In Loco Parentis is a co-production with Grismedio and RTVE in Spain, and is funded and supported by The Irish Film Board, RTÉ, the BAI, Meath County Council, Culture Ireland and incentives for the Irish Film Industry from the government of Ireland.

 Following a year in the life of the school, this often times hilarious crowd-pleaser, focuses on teaching couple, John and Amanda Leyden, who have been shaping thousands of minds with their unorthodox teaching styles for almost half a century. ‘Engaging’, ‘uplifting’, ‘delightful’, ‘compelling’, ‘magical’, ‘utterly charming’ are just some of the words being touted by critics.

Synopsis of In Loco Parentis

In the verdant village of Kells, Ireland, there's an antidote to the dark times we live in—a worn and weathered boarding school with a special magic. At the heart of the school is a bemused elderly couple, John and Amanda Leyden, who have taught with equal parts seriousness and silliness for more than 40 years. The delight of In Loco Parentis is watching the pair undertake beloved pedagogical rituals, from performing the writings of great authors to coaching a fledgeling rock band, like donning a favourite sweater.

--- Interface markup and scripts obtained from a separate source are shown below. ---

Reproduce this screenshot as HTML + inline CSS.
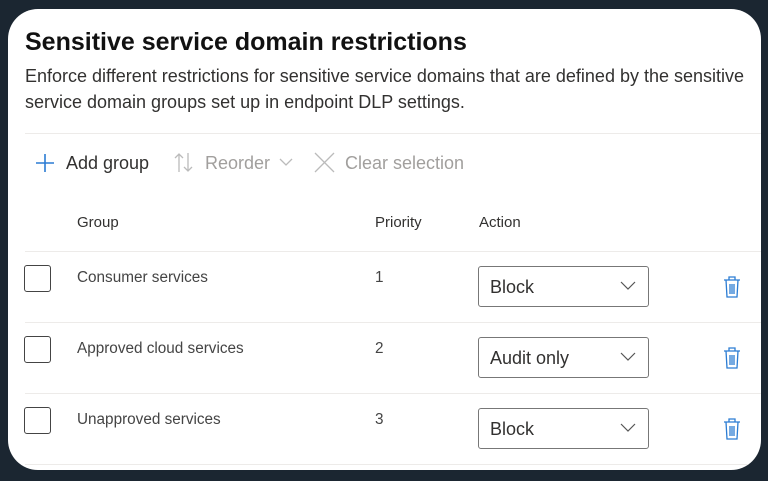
<!DOCTYPE html>
<html><head><style>
*{margin:0;padding:0;box-sizing:border-box}
body{width:768px;height:481px;background:#1b2631;font-family:"Liberation Sans",sans-serif;position:relative;overflow:hidden}
.card{position:absolute;left:8px;top:9px;width:753px;height:461px;background:#fff;border-radius:30px;overflow:hidden}
.a{position:absolute;white-space:nowrap}
.h1{left:17px;top:19px;font-size:25px;font-weight:bold;color:#111}
.d{left:17px;font-size:18px;color:#323130}
.line{position:absolute;left:17px;right:0;height:1px;background:#edebe9}
.tb{font-size:18px;top:144px}
.hd{font-size:15px;color:#323130;top:205px}
.rt{font-size:15.3px;color:#444}
.cb{position:absolute;left:16px;width:27px;height:27px;border:1.5px solid #444;border-radius:3px}
.dd{position:absolute;left:470px;width:171px;height:41px;border:1.5px solid #777;border-radius:3px;font-size:18px;color:#323130;padding:10px 0 0 11px}
.dd svg{position:absolute;right:12px;top:14px}
.tr{position:absolute;left:715px}
</style></head><body>
<div class="card">
<div class="a h1">Sensitive service domain restrictions</div>
<div class="a d" style="top:57px">Enforce different restrictions for sensitive service domains that are defined by the sensitive</div>
<div class="a d" style="top:83px">service domain groups set up in endpoint DLP settings.</div>
<div class="line" style="top:124px"></div>
<svg class="a" style="left:27px;top:144px" width="20" height="20"><path d="M10 1v18M1 10h18" stroke="#2b7cd3" stroke-width="1.6"/></svg>
<div class="a tb" style="left:58px;color:#323130">Add group</div>
<svg class="a" style="left:165px;top:143px" width="22" height="21"><path d="M6 20V2M2 6l4-4 4 4M15 1v18M11 15l4 4 4-4" stroke="#bbb" stroke-width="1.3" fill="none"/></svg>
<div class="a tb" style="left:197px;color:#a19f9d">Reorder</div>
<svg class="a" style="left:271px;top:148px" width="14" height="10"><path d="M1 2l6 6 6-6" stroke="#bbb" stroke-width="1.3" fill="none"/></svg>
<svg class="a" style="left:306px;top:143px" width="21" height="21"><path d="M1 1l19 19M20 1L1 20" stroke="#bbb" stroke-width="1.3"/></svg>
<div class="a tb" style="left:337px;color:#a19f9d">Clear selection</div>
<div class="a hd" style="left:69px">Group</div>
<div class="a hd" style="left:367px">Priority</div>
<div class="a hd" style="left:471px">Action</div>
<div class="line" style="top:242px"></div>
<div class="line" style="top:313px"></div>
<div class="line" style="top:384px"></div>
<div class="line" style="top:455px"></div>

<div class="cb" style="top:256px"></div>
<div class="a rt" style="left:69px;top:260px">Consumer services</div>
<div class="a rt" style="left:367px;top:260px">1</div>
<div class="dd" style="top:257px">Block<svg width="16" height="10"><path d="M1 1l7 7 7-7" stroke="#555" stroke-width="1.2" fill="none"/></svg></div>

<div class="cb" style="top:327px"></div>
<div class="a rt" style="left:69px;top:331px">Approved cloud services</div>
<div class="a rt" style="left:367px;top:331px">2</div>
<div class="dd" style="top:328px">Audit only<svg width="16" height="10"><path d="M1 1l7 7 7-7" stroke="#555" stroke-width="1.2" fill="none"/></svg></div>

<div class="cb" style="top:398px"></div>
<div class="a rt" style="left:69px;top:402px">Unapproved services</div>
<div class="a rt" style="left:367px;top:402px">3</div>
<div class="dd" style="top:399px">Block<svg width="16" height="10"><path d="M1 1l7 7 7-7" stroke="#555" stroke-width="1.2" fill="none"/></svg></div>

<svg class="tr" style="top:267px" width="18" height="22"><g stroke="#2b7cd3" stroke-width="1.3" fill="none"><path d="M1 4h16M6 4V1h6v3M3 4l1 17h10l1-17M7 8v10M9 8v10M11 8v10"/></g></svg>
<svg class="tr" style="top:338px" width="18" height="22"><g stroke="#2b7cd3" stroke-width="1.3" fill="none"><path d="M1 4h16M6 4V1h6v3M3 4l1 17h10l1-17M7 8v10M9 8v10M11 8v10"/></g></svg>
<svg class="tr" style="top:409px" width="18" height="22"><g stroke="#2b7cd3" stroke-width="1.3" fill="none"><path d="M1 4h16M6 4V1h6v3M3 4l1 17h10l1-17M7 8v10M9 8v10M11 8v10"/></g></svg>
</div>
</body></html>
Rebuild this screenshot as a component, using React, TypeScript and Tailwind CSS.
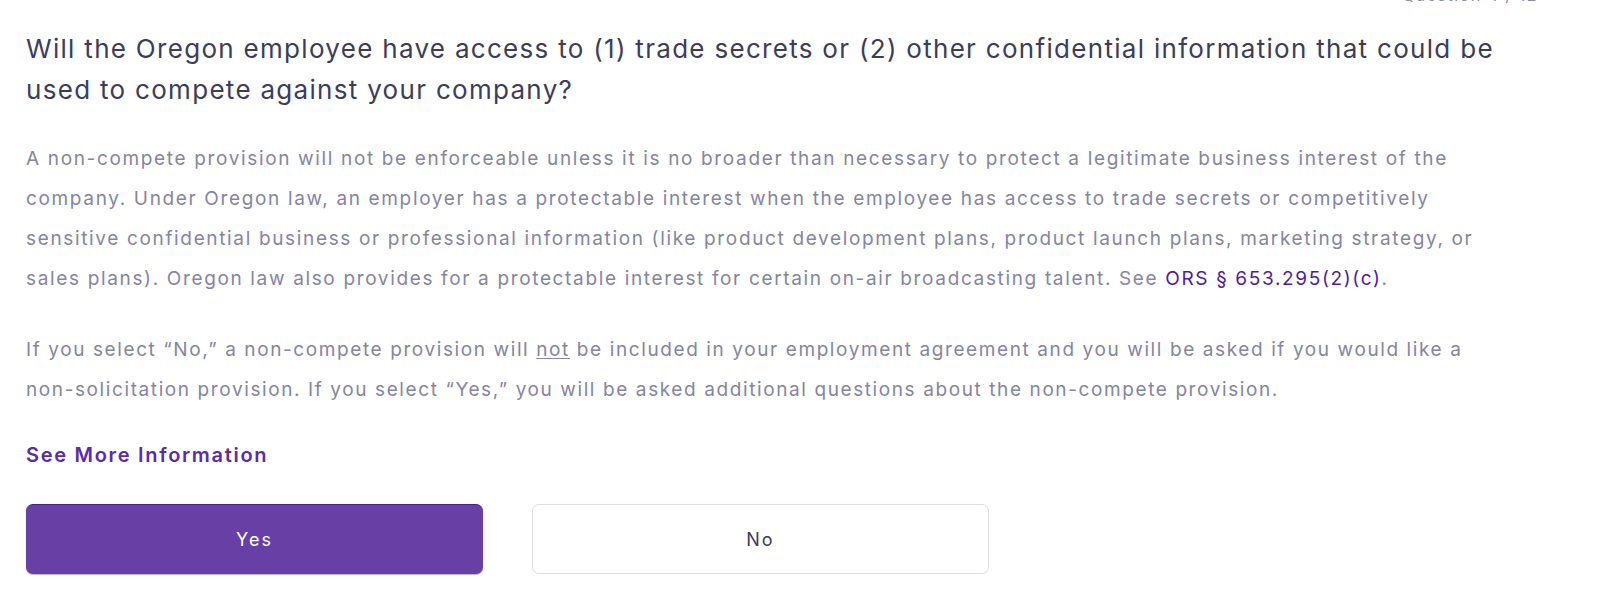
import React from "react";

const font = { fontFamily: "Inter, 'Noto Sans', sans-serif" };

export default function App() {
  return (
    <div className="min-h-screen w-full bg-white text-[#3b3d5a]" style={font}>
      {/* progress label, cut off at the top edge of the screenshot */}
      <div className="flex justify-end pr-[62px] h-[4px] overflow-hidden">
        <span className="-mt-[14px] text-[16px] leading-[18px] text-[#8a8ba6] tracking-[1.5px]">
          Question 4 / 12
        </span>
      </div>

      <div className="pl-[26px] pr-[40px]">
        <h1 className="pt-[24px] text-[26px] leading-[41px] font-normal tracking-[1.3px] text-[#3b3d5a] whitespace-nowrap">
          Will the Oregon employee have access to (1) trade secrets or (2) other confidential information that could be
          <br />
          used to compete against your company?
        </h1>

        <p className="mt-[29px] text-[19px] leading-[40px] tracking-[1.65px] text-[#8485a2] whitespace-nowrap">
          A non-compete provision will not be enforceable unless it is no broader than necessary to protect a legitimate
          business interest of the
          <br />
          company. Under Oregon law, an employer has a protectable interest when the employee has access to trade secrets
          or competitively
          <br />
          sensitive confidential business or professional information (like product development plans, product launch
          plans, marketing strategy, or
          <br />
          sales plans). Oregon law also provides for a protectable interest for certain on-air broadcasting talent. See{" "}
          <a href="#" className="text-[#4c1d9c]">
            ORS § 653.295(2)(c)
          </a>
          .
        </p>

        <p className="mt-[31px] text-[19px] leading-[40px] tracking-[1.6px] text-[#8485a2] whitespace-nowrap">
          If you select “No,” a non-compete provision will <span className="underline underline-offset-2">not</span> be
          included in your employment agreement and you will be asked if you would like a
          <br />
          non-solicitation provision. If you select “Yes,” you will be asked additional questions about the non-compete
          provision.
        </p>

        <div className="mt-[31px] leading-[28px]">
          <a href="#" className="text-[20px] font-semibold text-[#5a2ca6] tracking-[1.7px]">
            See More Information
          </a>
        </div>

        <div className="mt-[34px] flex gap-[49px]">
          <button className="w-[457px] h-[70px] rounded-[7px] bg-[#673fa5] border-t border-[#4a1f8c] shadow-[0_1px_1px_rgba(60,30,110,0.35)] text-white text-[18px] tracking-[2px]">
            Yes
          </button>
          <button className="w-[457px] h-[70px] rounded-[7px] bg-white border border-[#dcdbe6] text-[#3b3d5a] text-[18px] tracking-[2px]">
            No
          </button>
        </div>
      </div>
    </div>
  );
}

The couple’s kindness and inventiveness usher elementary school–age children, hailing from around the world, through patches of loneliness and angst. Although the Leydens pretend to dread loud, screaming kids, the truth is they cannot go a day without them. But even the most beautiful traditions wane. As John and Amanda ponder retirement, unapologetically chain-smoking in their ivy-covered cottage, the film poses a quietly profound question: Will their intimate and caring cultivation of future generations live on, or will it vanish like so many community-centred practices?

 



Neasa Ní Chianáin

Neasa's current MA project at DkIT supervised by Dr Eamonn Crudden and Glenn Doyle deals with the variety of ways in which filmmakers utilising an observational approach have documented educational institutions and processes. Neasa trained initially at the National College of Art & Design in Dublin, and worked as a freelance Art Director on Irish feature film and television projects, such as ‘All Soul’s Day’, Angela’s Ashes’, ‘A Love Divided’ and the BBC series,‘Rebel Heart’. She started directing documentaries in 2001 with ‘No Man’s Land’, a critically acclaimed film about the asylum process in Ireland. She has directed television docs, short docs and three feature documentaries including the award-winning Irish Film Board funded feature length observational documentary, ‘Frank Ned & Busy Lizzie’, which won Best Feature Documentary at The Celtic Film Festival 2004, and was sold to broadcasters around the world. Her next film, ‘Fairytale of Kathmandu’ world premiered at IDFA 2007, in the Silver Wolf Competition. It was subsequently invited to 25 more international Festivals including Seattle (North American Premiere), Edinburgh (UK premiere) DocAviv, Durban, New York and San Francisco GLBT Festival, and won 3 international awards. After this, she directed ‘The Stranger’, which premiered in the prestigious Semaine de la Critique Competition in Locarno Film Festival in August 2014.